### Task to complete
Copy every line that holds "this".
[BEGIN Material supplied]
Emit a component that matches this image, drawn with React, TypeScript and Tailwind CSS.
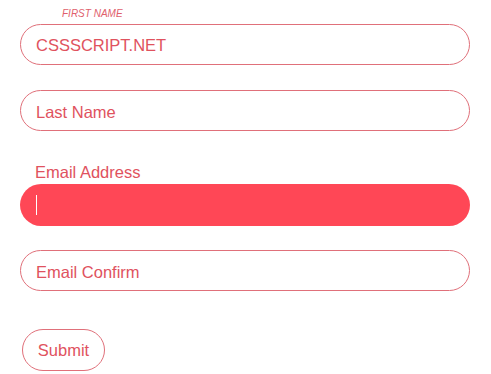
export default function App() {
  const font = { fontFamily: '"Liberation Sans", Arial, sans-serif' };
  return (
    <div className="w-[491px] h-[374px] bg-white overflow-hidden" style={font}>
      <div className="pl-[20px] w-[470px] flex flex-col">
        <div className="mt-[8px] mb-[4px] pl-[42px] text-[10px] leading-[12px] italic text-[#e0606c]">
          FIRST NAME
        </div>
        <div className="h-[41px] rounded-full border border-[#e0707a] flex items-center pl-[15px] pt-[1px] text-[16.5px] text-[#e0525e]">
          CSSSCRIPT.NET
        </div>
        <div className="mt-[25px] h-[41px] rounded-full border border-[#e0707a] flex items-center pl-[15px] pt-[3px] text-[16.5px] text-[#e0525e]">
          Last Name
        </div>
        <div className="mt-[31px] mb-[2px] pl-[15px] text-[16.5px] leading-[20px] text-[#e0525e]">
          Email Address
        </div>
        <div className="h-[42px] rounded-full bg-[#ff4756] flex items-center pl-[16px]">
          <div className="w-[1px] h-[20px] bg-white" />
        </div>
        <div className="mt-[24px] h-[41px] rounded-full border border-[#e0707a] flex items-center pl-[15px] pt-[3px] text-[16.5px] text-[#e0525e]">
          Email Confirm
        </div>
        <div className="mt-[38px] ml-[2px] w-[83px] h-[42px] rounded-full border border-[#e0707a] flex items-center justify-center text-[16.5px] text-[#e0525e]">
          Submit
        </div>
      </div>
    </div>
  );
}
[END Material supplied]
[BEGIN Material supplied]
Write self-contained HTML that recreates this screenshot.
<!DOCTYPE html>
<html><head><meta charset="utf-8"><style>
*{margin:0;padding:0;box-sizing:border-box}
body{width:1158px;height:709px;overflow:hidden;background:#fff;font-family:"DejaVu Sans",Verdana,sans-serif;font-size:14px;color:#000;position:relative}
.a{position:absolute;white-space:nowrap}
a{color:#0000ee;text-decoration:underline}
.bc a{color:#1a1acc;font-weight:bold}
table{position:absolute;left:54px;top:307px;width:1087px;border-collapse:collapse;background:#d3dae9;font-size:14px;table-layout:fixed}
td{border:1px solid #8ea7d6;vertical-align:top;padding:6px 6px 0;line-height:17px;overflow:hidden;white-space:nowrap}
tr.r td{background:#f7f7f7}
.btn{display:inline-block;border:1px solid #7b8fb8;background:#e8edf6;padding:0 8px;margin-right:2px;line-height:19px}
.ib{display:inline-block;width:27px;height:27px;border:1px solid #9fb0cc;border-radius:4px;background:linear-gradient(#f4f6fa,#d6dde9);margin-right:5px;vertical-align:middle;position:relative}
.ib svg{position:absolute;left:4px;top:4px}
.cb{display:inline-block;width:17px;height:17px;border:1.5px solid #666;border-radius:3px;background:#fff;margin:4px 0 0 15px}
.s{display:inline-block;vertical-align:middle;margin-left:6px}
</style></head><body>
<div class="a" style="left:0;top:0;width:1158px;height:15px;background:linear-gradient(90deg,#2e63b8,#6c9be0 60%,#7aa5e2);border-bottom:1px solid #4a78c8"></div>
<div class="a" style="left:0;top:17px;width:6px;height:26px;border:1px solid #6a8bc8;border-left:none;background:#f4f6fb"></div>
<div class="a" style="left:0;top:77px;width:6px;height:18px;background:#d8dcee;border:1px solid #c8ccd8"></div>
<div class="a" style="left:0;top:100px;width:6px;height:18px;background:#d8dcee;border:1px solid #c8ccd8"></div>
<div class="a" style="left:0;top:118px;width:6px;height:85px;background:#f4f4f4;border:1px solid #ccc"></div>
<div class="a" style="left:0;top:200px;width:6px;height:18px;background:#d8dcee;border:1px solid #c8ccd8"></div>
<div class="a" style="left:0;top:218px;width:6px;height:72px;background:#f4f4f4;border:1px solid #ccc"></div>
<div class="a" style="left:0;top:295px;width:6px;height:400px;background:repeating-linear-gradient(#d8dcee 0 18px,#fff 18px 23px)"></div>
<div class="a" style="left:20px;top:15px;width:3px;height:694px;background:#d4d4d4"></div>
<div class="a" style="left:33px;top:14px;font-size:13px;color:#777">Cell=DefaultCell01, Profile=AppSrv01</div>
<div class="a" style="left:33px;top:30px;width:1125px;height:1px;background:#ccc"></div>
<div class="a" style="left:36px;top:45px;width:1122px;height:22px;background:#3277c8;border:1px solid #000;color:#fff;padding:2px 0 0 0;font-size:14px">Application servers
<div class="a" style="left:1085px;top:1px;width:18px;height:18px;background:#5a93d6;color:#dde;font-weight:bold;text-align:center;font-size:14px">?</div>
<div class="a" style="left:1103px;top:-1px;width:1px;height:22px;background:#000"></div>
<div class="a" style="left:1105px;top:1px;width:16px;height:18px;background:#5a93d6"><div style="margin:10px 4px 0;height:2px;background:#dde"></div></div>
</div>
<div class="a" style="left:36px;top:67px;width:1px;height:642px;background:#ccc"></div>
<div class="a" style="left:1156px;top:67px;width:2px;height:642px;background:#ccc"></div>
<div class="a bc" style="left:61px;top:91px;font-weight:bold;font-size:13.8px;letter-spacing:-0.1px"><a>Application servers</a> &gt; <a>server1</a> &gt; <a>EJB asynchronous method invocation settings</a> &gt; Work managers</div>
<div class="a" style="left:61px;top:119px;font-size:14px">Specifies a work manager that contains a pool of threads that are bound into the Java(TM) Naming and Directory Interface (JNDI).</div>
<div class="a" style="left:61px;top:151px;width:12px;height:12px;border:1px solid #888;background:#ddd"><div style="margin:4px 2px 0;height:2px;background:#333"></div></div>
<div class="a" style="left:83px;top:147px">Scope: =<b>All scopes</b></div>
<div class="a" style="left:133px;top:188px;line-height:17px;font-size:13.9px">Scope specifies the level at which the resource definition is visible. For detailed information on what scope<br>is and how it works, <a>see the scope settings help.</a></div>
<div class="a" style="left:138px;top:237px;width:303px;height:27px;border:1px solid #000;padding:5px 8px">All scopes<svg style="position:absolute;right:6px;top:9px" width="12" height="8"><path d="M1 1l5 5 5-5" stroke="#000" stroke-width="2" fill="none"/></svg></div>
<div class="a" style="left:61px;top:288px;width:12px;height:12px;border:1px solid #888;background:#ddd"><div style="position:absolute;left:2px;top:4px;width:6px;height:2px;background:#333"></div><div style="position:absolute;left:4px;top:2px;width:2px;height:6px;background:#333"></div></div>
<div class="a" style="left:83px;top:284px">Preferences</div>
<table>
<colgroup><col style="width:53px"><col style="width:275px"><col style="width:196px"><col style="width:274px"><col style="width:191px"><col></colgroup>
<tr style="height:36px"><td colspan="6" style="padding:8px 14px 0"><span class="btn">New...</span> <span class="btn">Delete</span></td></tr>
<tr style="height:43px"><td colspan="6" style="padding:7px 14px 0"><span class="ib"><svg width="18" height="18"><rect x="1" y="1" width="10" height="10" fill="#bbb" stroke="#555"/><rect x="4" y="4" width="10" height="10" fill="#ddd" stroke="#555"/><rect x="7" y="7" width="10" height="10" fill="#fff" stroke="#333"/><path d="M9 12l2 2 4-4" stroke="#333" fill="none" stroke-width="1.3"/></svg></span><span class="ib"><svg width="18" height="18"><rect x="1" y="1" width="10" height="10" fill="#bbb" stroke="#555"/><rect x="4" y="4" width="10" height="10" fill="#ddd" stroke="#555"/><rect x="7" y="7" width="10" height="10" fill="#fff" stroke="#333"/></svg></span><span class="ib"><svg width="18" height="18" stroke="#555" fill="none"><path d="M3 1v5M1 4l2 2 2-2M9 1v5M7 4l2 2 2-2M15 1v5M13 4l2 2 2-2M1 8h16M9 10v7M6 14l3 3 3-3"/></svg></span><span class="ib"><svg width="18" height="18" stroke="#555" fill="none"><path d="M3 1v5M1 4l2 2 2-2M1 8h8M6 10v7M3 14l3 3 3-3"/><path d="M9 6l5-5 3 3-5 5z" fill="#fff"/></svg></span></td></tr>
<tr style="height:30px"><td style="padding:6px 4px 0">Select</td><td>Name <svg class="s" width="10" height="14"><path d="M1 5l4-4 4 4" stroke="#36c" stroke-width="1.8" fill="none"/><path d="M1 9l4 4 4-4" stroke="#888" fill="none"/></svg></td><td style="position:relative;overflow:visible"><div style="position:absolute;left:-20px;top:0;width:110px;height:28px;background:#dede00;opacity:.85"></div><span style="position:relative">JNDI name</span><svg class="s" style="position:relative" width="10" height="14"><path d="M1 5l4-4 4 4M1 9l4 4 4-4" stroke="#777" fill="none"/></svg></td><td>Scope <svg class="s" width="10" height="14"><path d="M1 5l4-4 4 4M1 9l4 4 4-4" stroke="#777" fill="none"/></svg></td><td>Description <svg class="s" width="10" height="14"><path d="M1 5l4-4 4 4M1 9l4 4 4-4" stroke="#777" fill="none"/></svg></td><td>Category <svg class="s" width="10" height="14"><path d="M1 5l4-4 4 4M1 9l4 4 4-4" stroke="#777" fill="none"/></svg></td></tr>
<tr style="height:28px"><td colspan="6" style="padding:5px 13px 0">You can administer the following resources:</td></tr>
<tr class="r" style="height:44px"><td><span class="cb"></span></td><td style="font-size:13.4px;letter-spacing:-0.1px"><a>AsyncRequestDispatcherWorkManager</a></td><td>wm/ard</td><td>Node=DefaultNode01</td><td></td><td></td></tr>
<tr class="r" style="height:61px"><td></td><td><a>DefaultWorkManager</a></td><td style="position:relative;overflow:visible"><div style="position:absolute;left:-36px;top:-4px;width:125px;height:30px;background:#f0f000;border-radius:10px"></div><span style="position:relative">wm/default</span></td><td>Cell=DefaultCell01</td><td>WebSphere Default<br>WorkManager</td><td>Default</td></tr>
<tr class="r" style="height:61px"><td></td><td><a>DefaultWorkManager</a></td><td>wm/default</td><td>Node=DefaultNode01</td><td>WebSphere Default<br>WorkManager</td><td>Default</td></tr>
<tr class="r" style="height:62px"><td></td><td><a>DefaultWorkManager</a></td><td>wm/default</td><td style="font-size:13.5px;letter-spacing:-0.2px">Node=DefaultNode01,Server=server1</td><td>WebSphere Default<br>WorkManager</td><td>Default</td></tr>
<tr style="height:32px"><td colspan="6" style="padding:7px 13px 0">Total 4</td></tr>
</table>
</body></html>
[END Material supplied]
### Exercise solution
Emit a component that matches this image, drawn with React, TypeScript and Tailwind CSS.
Write self-contained HTML that recreates this screenshot.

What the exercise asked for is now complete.